In [6]:
# Import necessary libraries
import pandas as pd
import numpy as np
from sklearn.linear_model import LinearRegression
from sklearn.metrics import mean_absolute_error, mean_squared_error, r2_score

# Load data from CSV file
sales_data = pd.read_csv('sales_data.csv')

# Preprocess the data
X = sales_data['Year'].values.reshape(-1, 1)
y = sales_data['Sales'].values.reshape(-1, 1)

# Split data into training and testing sets
split_index = int(len(X) * 0.8)
X_train, y_train = X[:split_index], y[:split_index]
X_test, y_test = X[split_index:], y[split_index:]

# Train the model
model = LinearRegression()
model.fit(X_train, y_train)

# Make predictions on the testing set
y_pred = model.predict(X_test)

# Evaluate the performance of the model
mse = mean_squared_error(y_test, y_pred)
mae = mean_absolute_error(y_test, y_pred)
r2 = r2_score(y_test, y_pred)

print(f"Mean Squared Error: {mse:.2f}")
print(f"Mean Absolute Error: {mae:.2f}")
print(f"R2 Score: {r2:.2f}")

# Predict sales for next year
next_year_sales = model.predict([[2023]])
print(f"Predicted sales for next year: {next_year_sales[0][0]:.2f}")

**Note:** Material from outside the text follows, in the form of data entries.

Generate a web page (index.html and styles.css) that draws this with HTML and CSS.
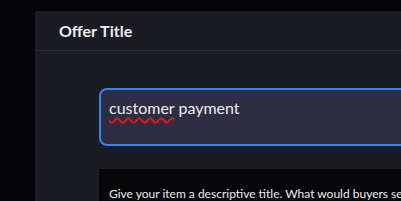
FILE: index.html
```html
<!DOCTYPE html>
<html>
<head>
  <meta charset="UTF-8">
  <title>Offer Title</title>
  <link rel="stylesheet" href="styles.css">
</head>
<body>
  <div class="panel">
    <div class="panelHeader">Offer Title</div>
    <div class="panelBody">
      <div class="titleInput"><span class="misspelled">customer</span> payment</div>
      <div class="hintBox">Give your item a descriptive title. What would buyers search for?</div>
    </div>
  </div>
</body>
</html>
```

FILE: styles.css
```css
body {
  margin: 0;
  padding: 11px 0 0 35px;
  background-color: #050508;
  font-family: Lato, "Open Sans", sans-serif;
  color: #ececf1;
  overflow: hidden;
  height: 201px;
  box-sizing: border-box;
}

.panel {
  background-color: #1b1b24;
  width: 600px;
  height: 400px;
}

.panelHeader {
  height: 39px;
  line-height: 40px;
  padding-left: 24px;
  font-size: 16px;
  font-weight: bold;
  border-bottom: 1px solid #2a2a35;
}

.panelBody {
  padding: 37px 0 0 64px;
}

.titleInput {
  height: 54px;
  border: 2px solid #3b80f2;
  border-radius: 8px;
  background-color: #2f2d43;
  padding: 0 8px;
  font-size: 16px;
  line-height: 36px;
  white-space: nowrap;
}

.misspelled {
  text-decoration: underline wavy #e8141a;
  text-decoration-thickness: 1.5px;
  text-underline-offset: 3px;
}

.hintBox {
  margin-top: 23px;
  background-color: #060609;
  padding: 17px 10px;
  font-size: 12px;
  white-space: nowrap;
}
```
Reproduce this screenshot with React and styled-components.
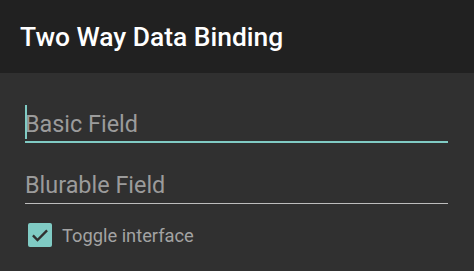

Mean Squared Error: 223345622.59
Mean Absolute Error: 14718.64
R2 Score: -0.07
Predicted sales for next year: 31449.11


## Here is a breakdown of the code:

- Import necessary libraries: The code starts by importing pandas and LinearRegression from scikit-learn, two essential libraries for working with data and creating a linear regression model.

- Load the data: The sales data is loaded from a CSV file using the pandas read_csv function and stored in a pandas dataframe called sales_data.

- Split the data: The data is split into two parts: the features (X) and the target variable (y). In this case, the target variable is the sales column of the sales_data dataframe, and the features are all the other columns except for sales. The drop() method is used to remove the sales column from the features data.

- Create a linear regression model and fit the data: A linear regression model is created using LinearRegression() from scikit-learn. The fit() method is then used to fit the model to the data. This calculates the coefficients for the linear equation that describes the relationship between the features and the target variable.

- Predict sales for next year: The model is used to predict sales for the next year by calling the predict() method on the model and passing in a list with the year 2023. The predicted sales value is stored in the variable next_year_sales.

- Print predicted sales: The predicted sales value is printed to the console using print(). The value is accessed from the next_year_sales variable using indexing.